Web page code records

------------------------------

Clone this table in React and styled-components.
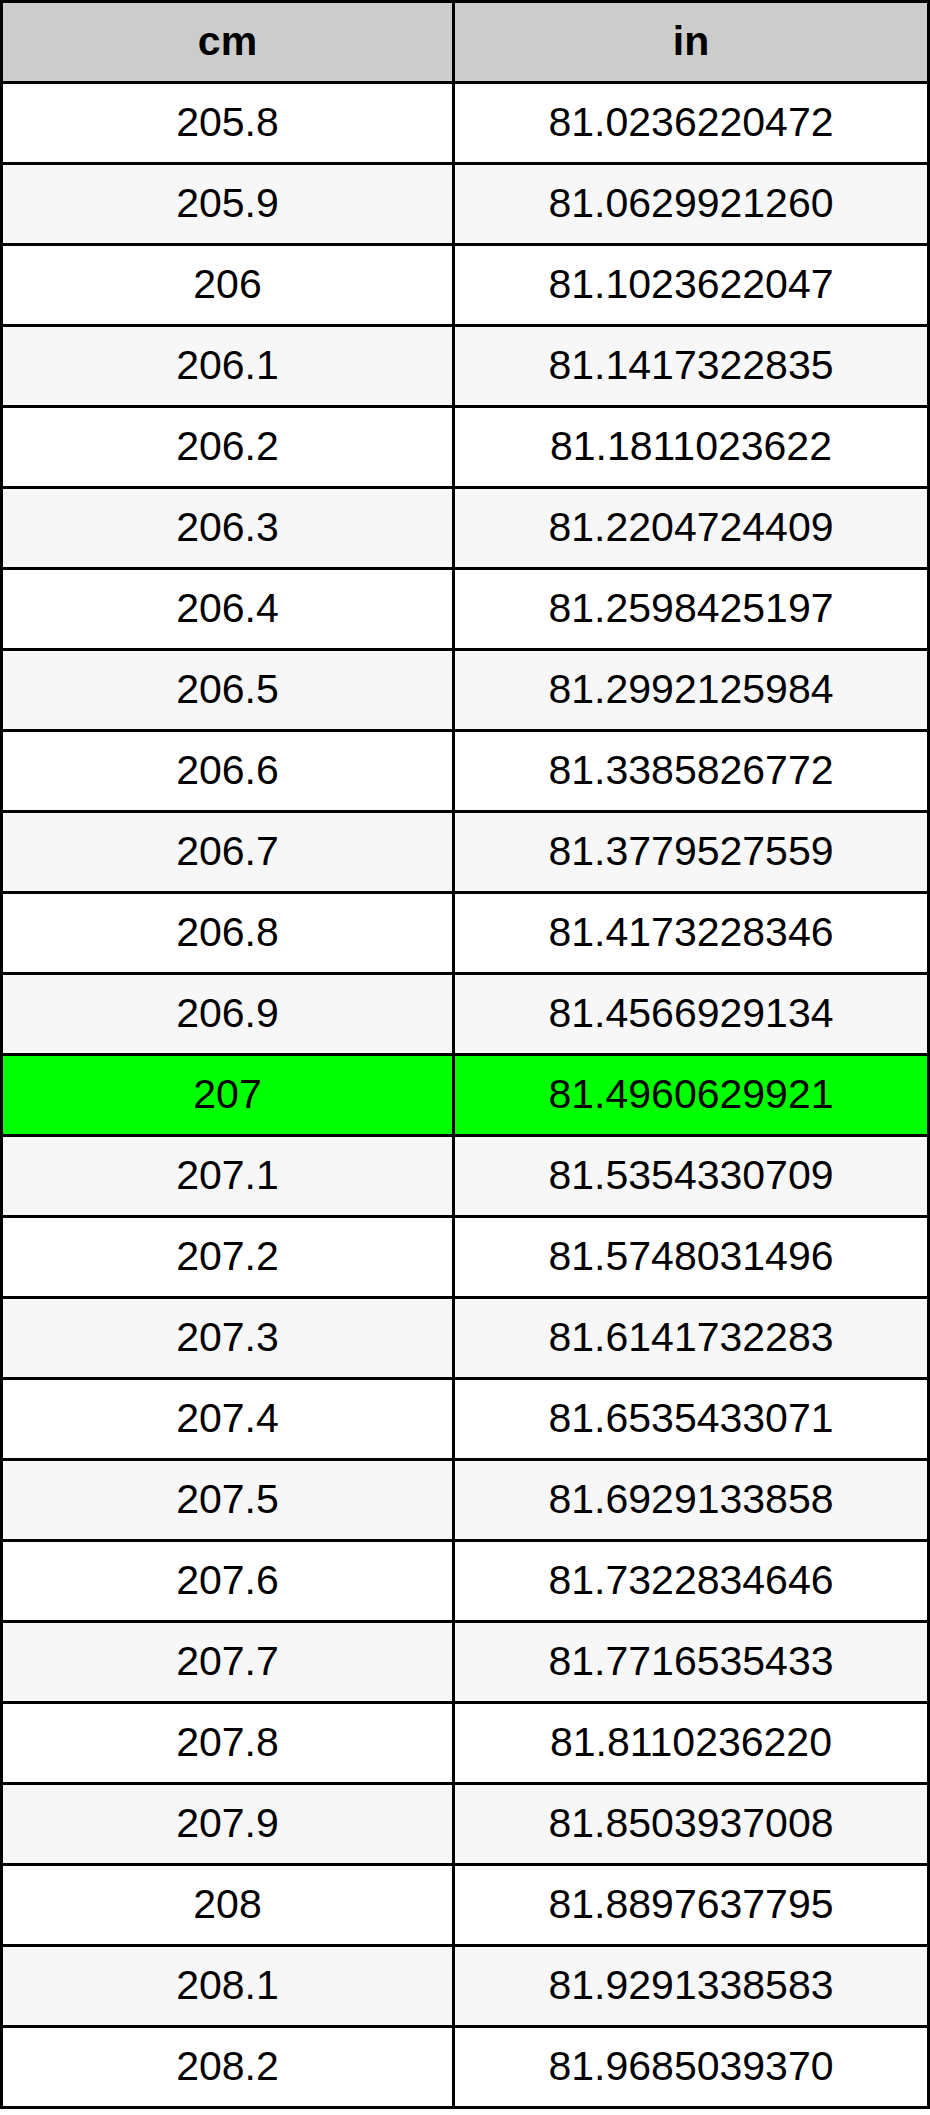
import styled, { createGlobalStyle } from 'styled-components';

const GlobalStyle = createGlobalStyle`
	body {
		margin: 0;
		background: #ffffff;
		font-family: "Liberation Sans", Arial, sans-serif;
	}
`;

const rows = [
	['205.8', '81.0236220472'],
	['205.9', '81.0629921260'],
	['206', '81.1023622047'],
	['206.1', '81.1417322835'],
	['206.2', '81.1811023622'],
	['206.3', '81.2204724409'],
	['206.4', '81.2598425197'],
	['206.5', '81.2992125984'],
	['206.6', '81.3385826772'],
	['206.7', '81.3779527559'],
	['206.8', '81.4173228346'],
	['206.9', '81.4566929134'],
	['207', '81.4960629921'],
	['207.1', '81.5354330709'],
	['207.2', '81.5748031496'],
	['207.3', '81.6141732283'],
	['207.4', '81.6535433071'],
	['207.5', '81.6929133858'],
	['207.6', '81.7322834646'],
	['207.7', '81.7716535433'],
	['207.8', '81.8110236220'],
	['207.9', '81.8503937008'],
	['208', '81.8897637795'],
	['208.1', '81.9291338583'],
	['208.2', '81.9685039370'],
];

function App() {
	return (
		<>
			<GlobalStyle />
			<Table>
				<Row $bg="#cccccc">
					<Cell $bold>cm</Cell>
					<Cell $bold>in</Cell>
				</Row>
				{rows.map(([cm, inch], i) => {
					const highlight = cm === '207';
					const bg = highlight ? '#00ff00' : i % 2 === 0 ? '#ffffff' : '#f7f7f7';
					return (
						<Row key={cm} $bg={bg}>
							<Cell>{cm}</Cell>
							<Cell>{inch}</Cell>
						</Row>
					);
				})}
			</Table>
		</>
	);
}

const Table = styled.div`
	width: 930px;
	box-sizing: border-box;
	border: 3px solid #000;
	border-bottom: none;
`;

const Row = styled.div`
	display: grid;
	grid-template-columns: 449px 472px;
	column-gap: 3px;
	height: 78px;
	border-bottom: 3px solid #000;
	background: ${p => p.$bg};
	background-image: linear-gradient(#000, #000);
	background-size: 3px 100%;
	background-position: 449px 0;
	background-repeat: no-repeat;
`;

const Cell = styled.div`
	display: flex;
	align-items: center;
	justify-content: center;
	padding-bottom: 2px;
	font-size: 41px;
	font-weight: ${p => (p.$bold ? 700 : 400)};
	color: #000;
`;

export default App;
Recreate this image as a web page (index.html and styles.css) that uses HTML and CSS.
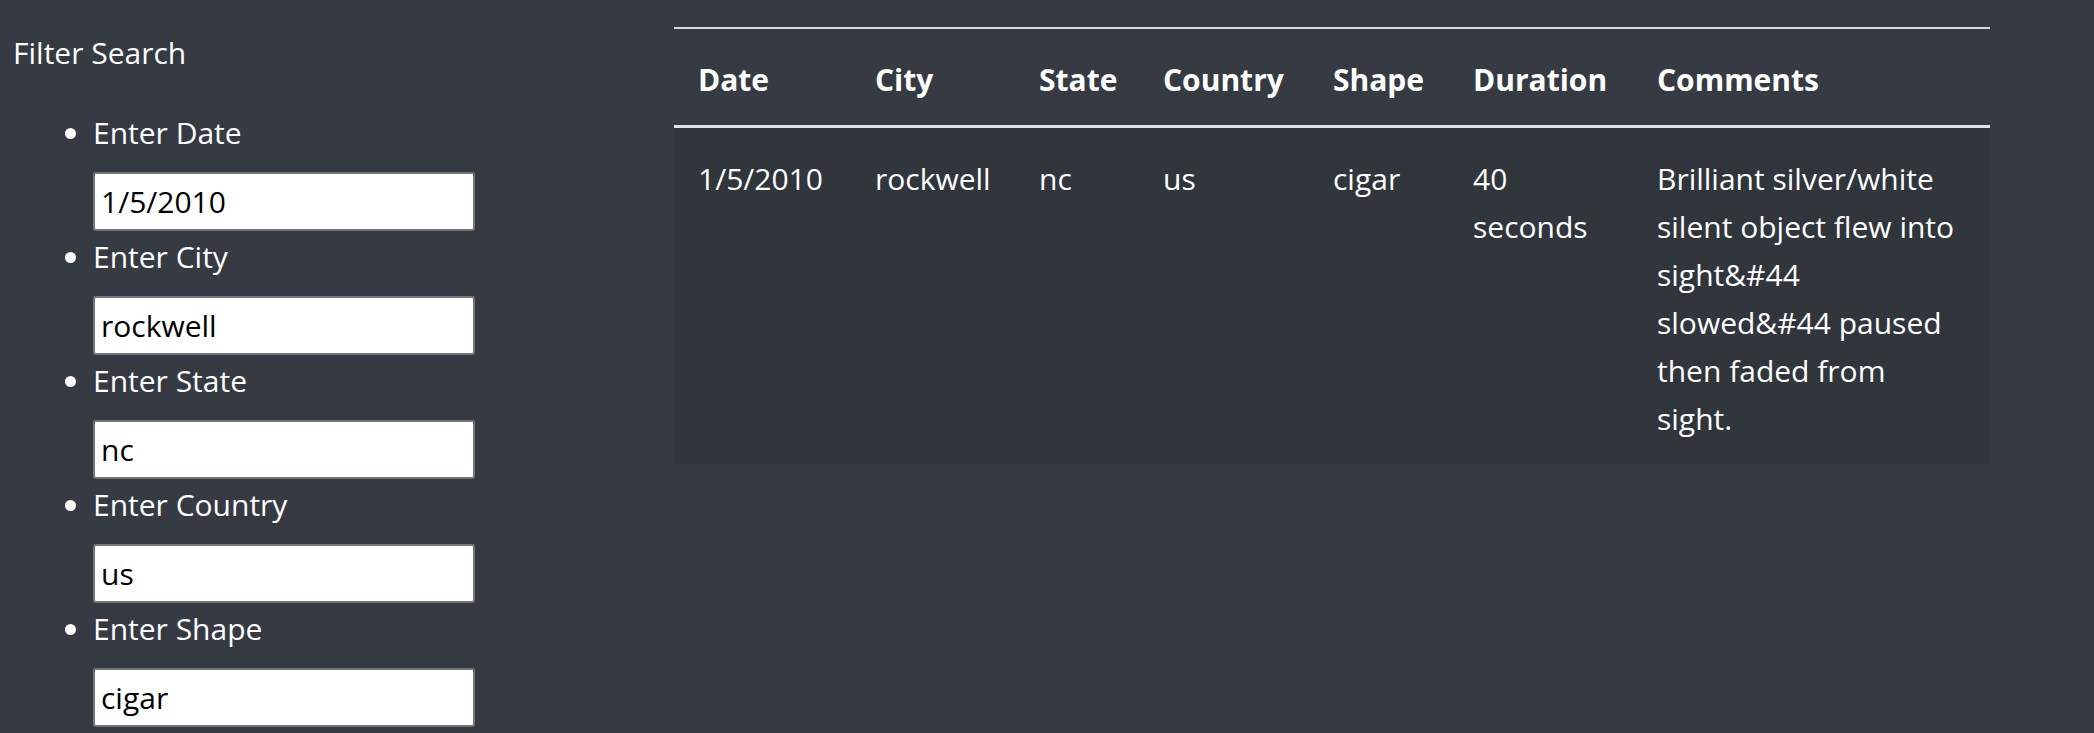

------------------------------

PROBLEM DESCRIPTION :: With the pictures left out, transcribe the material exactly.

TASK OUTPUT ::
Clone this table in React and styled-components.
import styled, { createGlobalStyle } from 'styled-components';

const GlobalStyle = createGlobalStyle`
	body {
		margin: 0;
		background: #ffffff;
		font-family: "Liberation Sans", Arial, sans-serif;
	}
`;

const rows = [
	['205.8', '81.0236220472'],
	['205.9', '81.0629921260'],
	['206', '81.1023622047'],
	['206.1', '81.1417322835'],
	['206.2', '81.1811023622'],
	['206.3', '81.2204724409'],
	['206.4', '81.2598425197'],
	['206.5', '81.2992125984'],
	['206.6', '81.3385826772'],
	['206.7', '81.3779527559'],
	['206.8', '81.4173228346'],
	['206.9', '81.4566929134'],
	['207', '81.4960629921'],
	['207.1', '81.5354330709'],
	['207.2', '81.5748031496'],
	['207.3', '81.6141732283'],
	['207.4', '81.6535433071'],
	['207.5', '81.6929133858'],
	['207.6', '81.7322834646'],
	['207.7', '81.7716535433'],
	['207.8', '81.8110236220'],
	['207.9', '81.8503937008'],
	['208', '81.8897637795'],
	['208.1', '81.9291338583'],
	['208.2', '81.9685039370'],
];

function App() {
	return (
		<>
			<GlobalStyle />
			<Table>
				<Row $bg="#cccccc">
					<Cell $bold>cm</Cell>
					<Cell $bold>in</Cell>
				</Row>
				{rows.map(([cm, inch], i) => {
					const highlight = cm === '207';
					const bg = highlight ? '#00ff00' : i % 2 === 0 ? '#ffffff' : '#f7f7f7';
					return (
						<Row key={cm} $bg={bg}>
							<Cell>{cm}</Cell>
							<Cell>{inch}</Cell>
						</Row>
					);
				})}
			</Table>
		</>
	);
}

const Table = styled.div`
	width: 930px;
	box-sizing: border-box;
	border: 3px solid #000;
	border-bottom: none;
`;

const Row = styled.div`
	display: grid;
	grid-template-columns: 449px 472px;
	column-gap: 3px;
	height: 78px;
	border-bottom: 3px solid #000;
	background: ${p => p.$bg};
	background-image: linear-gradient(#000, #000);
	background-size: 3px 100%;
	background-position: 449px 0;
	background-repeat: no-repeat;
`;

const Cell = styled.div`
	display: flex;
	align-items: center;
	justify-content: center;
	padding-bottom: 2px;
	font-size: 41px;
	font-weight: ${p => (p.$bold ? 700 : 400)};
	color: #000;
`;

export default App;
Recreate this image as a web page (index.html and styles.css) that uses HTML and CSS.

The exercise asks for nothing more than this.